▶ WHAT YOU SHOULD DO
Go through the listing and set it down exactly, leaving out its pictures.

▶ SUPPLIED MATERIAL
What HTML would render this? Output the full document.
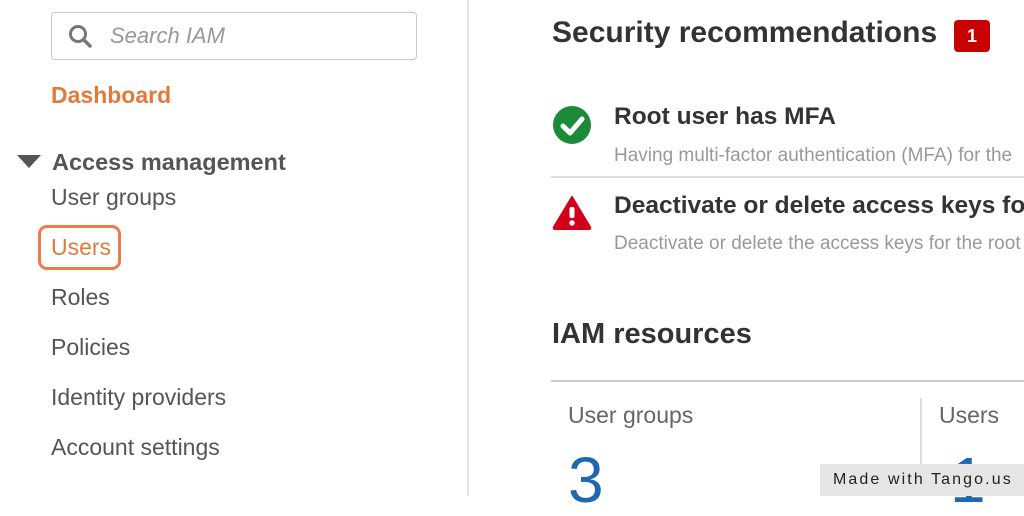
<!DOCTYPE html>
<html><head><style>
*{margin:0;padding:0;box-sizing:border-box}
body{width:1024px;height:496px;overflow:hidden;background:#fff;font-family:"Liberation Sans",Arial,sans-serif;position:relative}
.a{position:absolute;white-space:nowrap;line-height:1}
.nav{font-size:23px;color:#555;left:51px}
</style></head><body>
<div class="a" style="left:467px;top:0;width:2px;height:496px;background:#e4e4e4"></div>
<div class="a" style="left:51px;top:12px;width:366px;height:48px;border:1.5px solid #c8c8c8;border-radius:4px"></div>
<svg class="a" style="left:68px;top:24px" width="26" height="26" viewBox="0 0 26 26"><circle cx="10" cy="10" r="7.5" fill="none" stroke="#777" stroke-width="3"/><line x1="15.5" y1="15.5" x2="22" y2="22" stroke="#777" stroke-width="3.5" stroke-linecap="round"/></svg>
<div class="a" style="left:110px;top:25px;font-size:22px;font-style:italic;color:#999">Search IAM</div>
<div class="a" style="left:51px;top:84px;font-size:23px;font-weight:bold;color:#e07b3c">Dashboard</div>
<svg class="a" style="left:17px;top:155px" width="24" height="14"><polygon points="0,0 24,0 12,13" fill="#555"/></svg>
<div class="a" style="left:52px;top:151px;font-size:23.5px;font-weight:bold;color:#555">Access management</div>
<div class="a nav" style="top:186px">User groups</div>
<div class="a" style="left:38px;top:225px;width:83px;height:45px;border:3px solid #ec7d4b;border-radius:9px"></div>
<div class="a nav" style="top:236px;color:#e07b3c">Users</div>
<div class="a nav" style="top:286px">Roles</div>
<div class="a nav" style="top:336px">Policies</div>
<div class="a nav" style="top:386px">Identity providers</div>
<div class="a nav" style="top:436px">Account settings</div>

<div class="a" style="left:552px;top:18px;font-size:30px;font-weight:bold;color:#333">Security recommendations</div>
<div class="a" style="left:954px;top:20px;width:36px;height:32px;background:#c80000;border-radius:4px;color:#fff;font-weight:bold;font-size:18px;text-align:center;line-height:32px">1</div>
<svg class="a" style="left:552px;top:105px" width="40" height="40"><circle cx="20" cy="20" r="19" fill="#1d8a3a"/><path d="M11 21 L18 28 L30 14" fill="none" stroke="#fff" stroke-width="5" stroke-linecap="round" stroke-linejoin="round"/></svg>
<div class="a" style="left:614px;top:105px;font-size:24.5px;font-weight:bold;color:#333">Root user has MFA</div>
<div class="a" style="left:614px;top:146px;font-size:19px;color:#999">Having multi-factor authentication (MFA) for the</div>
<div class="a" style="left:551px;top:176px;width:473px;height:2px;background:#ddd"></div>
<svg class="a" style="left:552px;top:195px" width="40" height="35"><path d="M20 2 L38 32 Q39 34 37 34 L3 34 Q1 34 2 32 Z" fill="#d0021b" stroke="#d0021b" stroke-linejoin="round" stroke-width="2"/><rect x="17.5" y="12" width="5" height="11" rx="2" fill="#fff"/><circle cx="20" cy="28" r="2.7" fill="#fff"/></svg>
<div class="a" style="left:614px;top:194px;font-size:24.5px;font-weight:bold;color:#333">Deactivate or delete access keys for</div>
<div class="a" style="left:614px;top:234px;font-size:19px;color:#999">Deactivate or delete the access keys for the root</div>
<div class="a" style="left:552px;top:320px;font-size:29px;font-weight:bold;color:#333">IAM resources</div>
<div class="a" style="left:551px;top:380px;width:473px;height:2px;background:#ccc"></div>
<div class="a" style="left:568px;top:404px;font-size:23px;color:#666">User groups</div>
<div class="a" style="left:920px;top:398px;width:2px;height:98px;background:#ddd"></div>
<div class="a" style="left:939px;top:404px;font-size:23px;color:#666">Users</div>
<div class="a" style="left:568px;top:448px;font-size:64px;color:#1f66b3">3</div>
<div class="a" style="left:950px;top:448px;font-size:64px;color:#1f66b3">1</div>
<div class="a" style="left:820px;top:464px;width:204px;height:32px;background:#e6e6e6;color:#222;font-size:16px;letter-spacing:2.1px;line-height:32px;padding-left:13px">Made with Tango.us</div>
</body></html>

▶ RESULT BELOW
What HTML would render this? Output the full document.
<!DOCTYPE html>
<html><head><style>
*{margin:0;padding:0;box-sizing:border-box}
body{width:1024px;height:496px;overflow:hidden;background:#fff;font-family:"Liberation Sans",Arial,sans-serif;position:relative}
.a{position:absolute;white-space:nowrap;line-height:1}
.nav{font-size:23px;color:#555;left:51px}
</style></head><body>
<div class="a" style="left:467px;top:0;width:2px;height:496px;background:#e4e4e4"></div>
<div class="a" style="left:51px;top:12px;width:366px;height:48px;border:1.5px solid #c8c8c8;border-radius:4px"></div>
<svg class="a" style="left:68px;top:24px" width="26" height="26" viewBox="0 0 26 26"><circle cx="10" cy="10" r="7.5" fill="none" stroke="#777" stroke-width="3"/><line x1="15.5" y1="15.5" x2="22" y2="22" stroke="#777" stroke-width="3.5" stroke-linecap="round"/></svg>
<div class="a" style="left:110px;top:25px;font-size:22px;font-style:italic;color:#999">Search IAM</div>
<div class="a" style="left:51px;top:84px;font-size:23px;font-weight:bold;color:#e07b3c">Dashboard</div>
<svg class="a" style="left:17px;top:155px" width="24" height="14"><polygon points="0,0 24,0 12,13" fill="#555"/></svg>
<div class="a" style="left:52px;top:151px;font-size:23.5px;font-weight:bold;color:#555">Access management</div>
<div class="a nav" style="top:186px">User groups</div>
<div class="a" style="left:38px;top:225px;width:83px;height:45px;border:3px solid #ec7d4b;border-radius:9px"></div>
<div class="a nav" style="top:236px;color:#e07b3c">Users</div>
<div class="a nav" style="top:286px">Roles</div>
<div class="a nav" style="top:336px">Policies</div>
<div class="a nav" style="top:386px">Identity providers</div>
<div class="a nav" style="top:436px">Account settings</div>

<div class="a" style="left:552px;top:18px;font-size:30px;font-weight:bold;color:#333">Security recommendations</div>
<div class="a" style="left:954px;top:20px;width:36px;height:32px;background:#c80000;border-radius:4px;color:#fff;font-weight:bold;font-size:18px;text-align:center;line-height:32px">1</div>
<svg class="a" style="left:552px;top:105px" width="40" height="40"><circle cx="20" cy="20" r="19" fill="#1d8a3a"/><path d="M11 21 L18 28 L30 14" fill="none" stroke="#fff" stroke-width="5" stroke-linecap="round" stroke-linejoin="round"/></svg>
<div class="a" style="left:614px;top:105px;font-size:24.5px;font-weight:bold;color:#333">Root user has MFA</div>
<div class="a" style="left:614px;top:146px;font-size:19px;color:#999">Having multi-factor authentication (MFA) for the</div>
<div class="a" style="left:551px;top:176px;width:473px;height:2px;background:#ddd"></div>
<svg class="a" style="left:552px;top:195px" width="40" height="35"><path d="M20 2 L38 32 Q39 34 37 34 L3 34 Q1 34 2 32 Z" fill="#d0021b" stroke="#d0021b" stroke-linejoin="round" stroke-width="2"/><rect x="17.5" y="12" width="5" height="11" rx="2" fill="#fff"/><circle cx="20" cy="28" r="2.7" fill="#fff"/></svg>
<div class="a" style="left:614px;top:194px;font-size:24.5px;font-weight:bold;color:#333">Deactivate or delete access keys for</div>
<div class="a" style="left:614px;top:234px;font-size:19px;color:#999">Deactivate or delete the access keys for the root</div>
<div class="a" style="left:552px;top:320px;font-size:29px;font-weight:bold;color:#333">IAM resources</div>
<div class="a" style="left:551px;top:380px;width:473px;height:2px;background:#ccc"></div>
<div class="a" style="left:568px;top:404px;font-size:23px;color:#666">User groups</div>
<div class="a" style="left:920px;top:398px;width:2px;height:98px;background:#ddd"></div>
<div class="a" style="left:939px;top:404px;font-size:23px;color:#666">Users</div>
<div class="a" style="left:568px;top:448px;font-size:64px;color:#1f66b3">3</div>
<div class="a" style="left:950px;top:448px;font-size:64px;color:#1f66b3">1</div>
<div class="a" style="left:820px;top:464px;width:204px;height:32px;background:#e6e6e6;color:#222;font-size:16px;letter-spacing:2.1px;line-height:32px;padding-left:13px">Made with Tango.us</div>
</body></html>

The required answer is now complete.